Like Hasina, Chandrika in Sri Lanka also points out that "we were fed and bred on politics". Today, she and her mother, Mrs Bandaranaike, who heads the Sri Lanka Freedom party, disagree about politics. So much so that the Sorbonne-educated Chandrika and her husband, who used to live next door to her mother, have moved with their two children to another part of Colombo.
Chandrika argues that the root cause of Tamil terrorism lies in the neglect of the minority community by the majority Sinhalese. These are brave words from a Sinhalese politician. Meanwhile, Chandrika has a powerful rival: her brother, Anura, who is vice-president of her mother's party. "I avoid talking politics with my mother," Chandrika says.
Family quarrels are also much in evidence in India.
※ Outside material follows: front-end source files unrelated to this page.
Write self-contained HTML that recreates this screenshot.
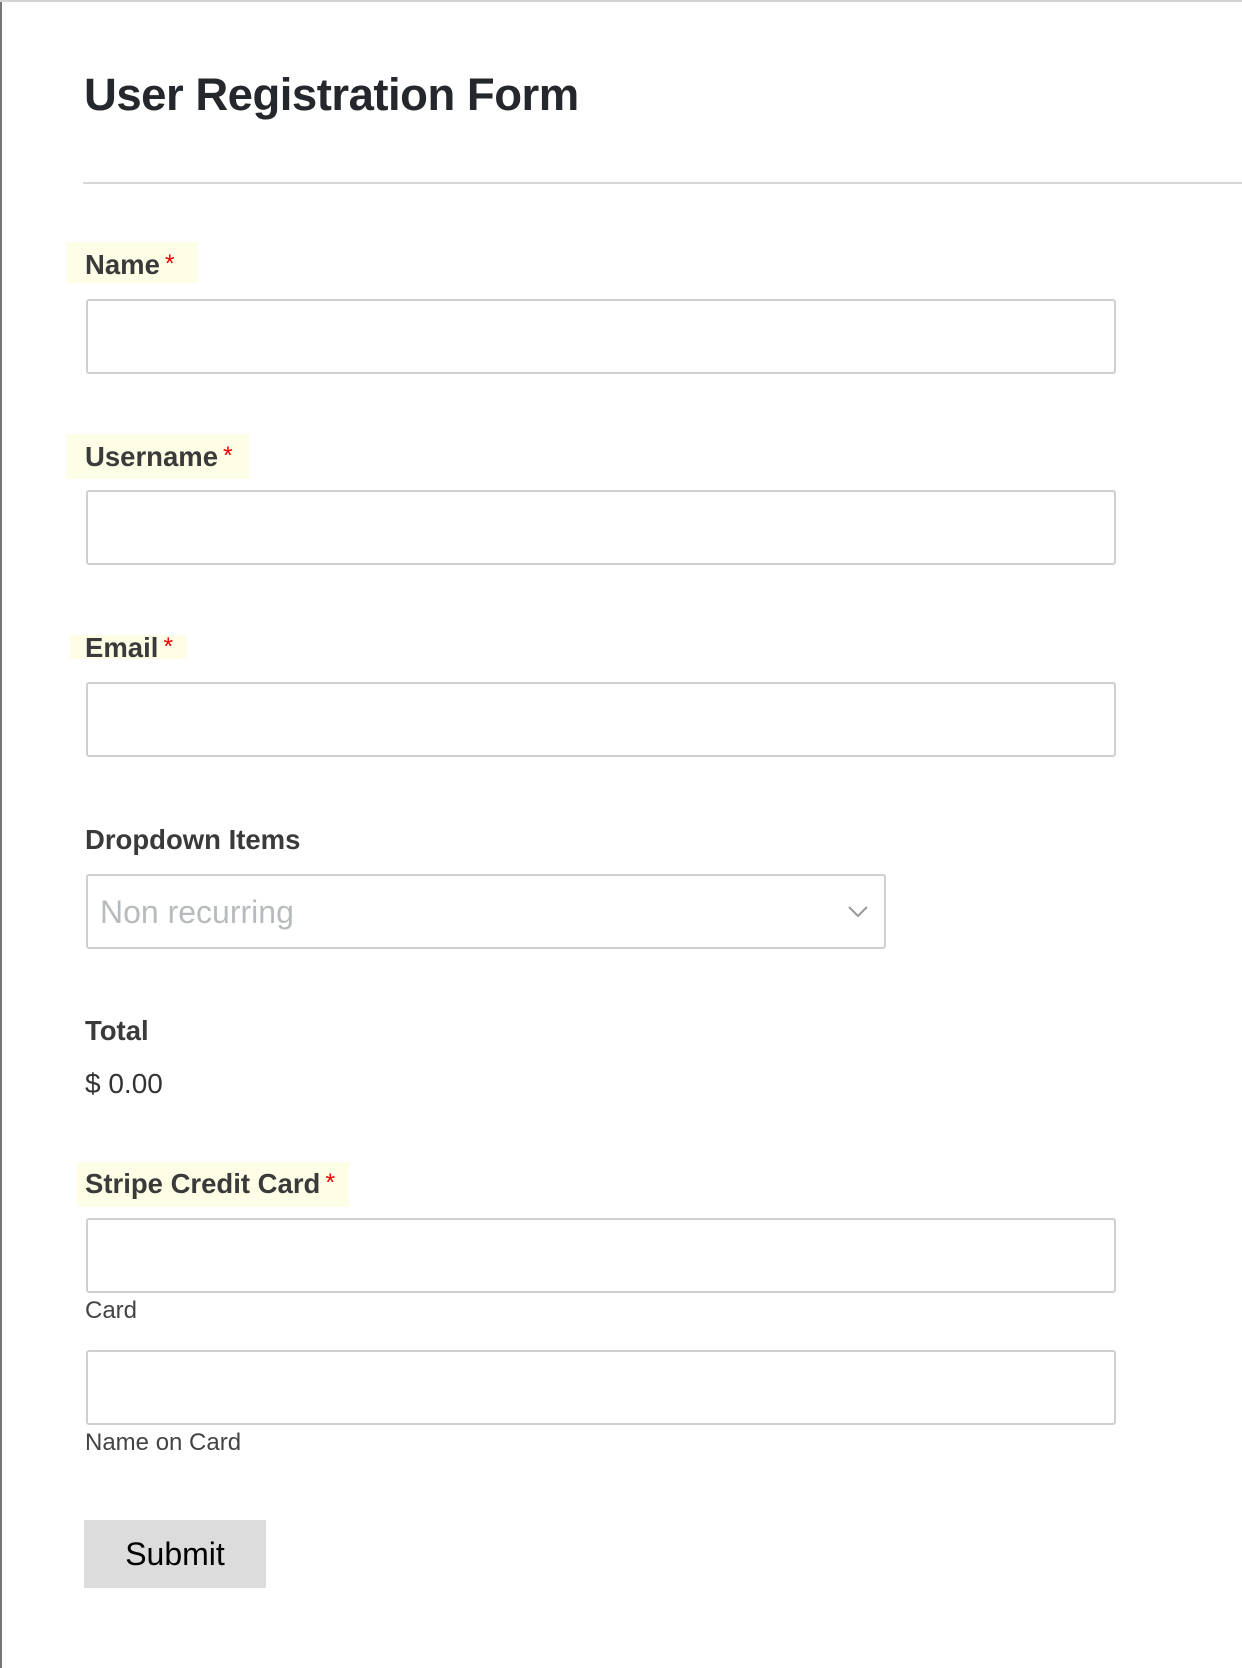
<!DOCTYPE html>
<html><head><meta charset="utf-8"><style>
html,body{margin:0;padding:0;width:1242px;height:1668px;background:#fff;overflow:hidden;position:relative;font-family:"Liberation Sans",sans-serif}
.a{position:absolute}
.lb{position:absolute;font-weight:bold;font-size:27.5px;color:#3a3a3a;line-height:30px;white-space:nowrap}
.hl{position:absolute;background:#fefde6}
.in{position:absolute;left:86px;width:1030px;border:2px solid #cfcfcf;border-radius:3px;box-sizing:border-box;height:75px}
.st{color:#e00;font-weight:normal;font-size:25px;vertical-align:2px;margin-left:5px}
.sm{position:absolute;left:85px;font-size:24px;color:#444;line-height:26px}
</style></head><body>
<div class="a" style="left:0;top:0;width:2px;height:1668px;background:#777"></div>
<div class="a" style="left:0;top:0;width:1242px;height:2px;background:#d4d4d4"></div>
<div class="a" style="left:84px;top:67px;font-size:45.5px;font-weight:bold;color:#24282c;line-height:56px;letter-spacing:-0.5px">User Registration Form</div>
<div class="a" style="left:83px;top:182px;width:1159px;height:2px;background:#d6d6d6"></div>

<div class="hl" style="left:66px;top:242px;width:132px;height:41px"></div>
<div class="lb" style="left:85px;top:249px">Name<span class="st">*</span></div>
<div class="in" style="top:299px"></div>

<div class="hl" style="left:66px;top:434px;width:183px;height:45px"></div>
<div class="lb" style="left:85px;top:441px">Username<span class="st">*</span></div>
<div class="in" style="top:490px"></div>

<div class="hl" style="left:70px;top:635px;width:117px;height:24px"></div>
<div class="lb" style="left:85px;top:632px">Email<span class="st">*</span></div>
<div class="in" style="top:682px"></div>

<div class="lb" style="left:85px;top:825px">Dropdown Items</div>
<div class="in" style="top:874px;width:800px"></div>
<div class="a" style="left:100px;top:894px;font-size:32px;color:#b8bbbe;line-height:36px">Non recurring</div>
<svg class="a" style="left:847px;top:905px" width="22" height="14" viewBox="0 0 22 14"><path d="M2 2 L11 11 L20 2" fill="none" stroke="#999" stroke-width="2"/></svg>

<div class="lb" style="left:85px;top:1016px">Total</div>
<div class="a" style="left:85px;top:1069px;font-size:28px;color:#333;line-height:30px">$ 0.00</div>

<div class="hl" style="left:77px;top:1162px;width:272px;height:45px"></div>
<div class="lb" style="left:85px;top:1168px">Stripe Credit Card<span class="st">*</span></div>
<div class="in" style="top:1218px"></div>
<div class="sm" style="top:1298px">Card</div>
<div class="in" style="top:1350px"></div>
<div class="sm" style="top:1430px">Name on Card</div>

<div class="a" style="left:84px;top:1520px;width:182px;height:68px;background:#dcdcdc;font-size:32px;color:#000;line-height:68px;text-align:center">Submit</div>
</body></html>
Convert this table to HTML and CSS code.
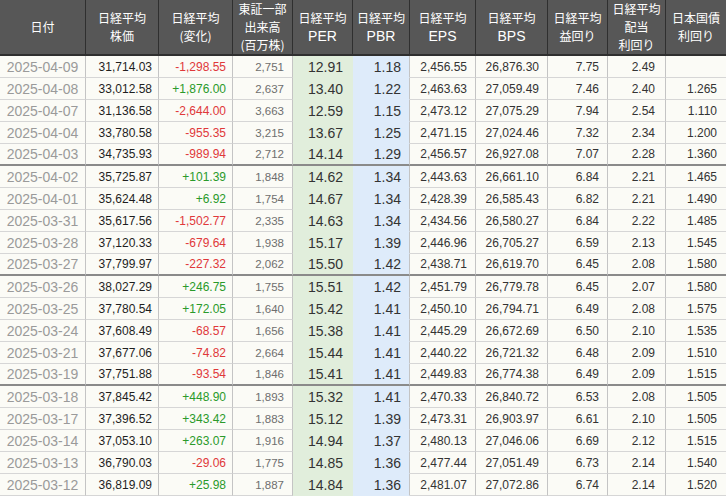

When Jagjivan Ram died, Meira wanted him cremated in Chandwa, his native village in Bihar state. Maydhaavi wanted the funeral held in Delhi. Meira won the first round. These differences reflect the battle to take over the leadership of the "untouchables" who make up 15% of India's 750m and for whom are reserved 79 out of 542 parliamentary seats.
There are shades here of the row between the late Indira Gandhi and her daughter-in-law, Menaka, over the political legacy of Sanjay Gandhi. When Sanjay died in a plane crash, Mrs Gandhi chose her elder son, Rajiv, to be her political heir. But Maydhaavi sums up the new power of the sub-continent's political daughters: "Menaka was only a daughter-in-law (traditionally a weak figure in Asian society). I am the daughter of the house."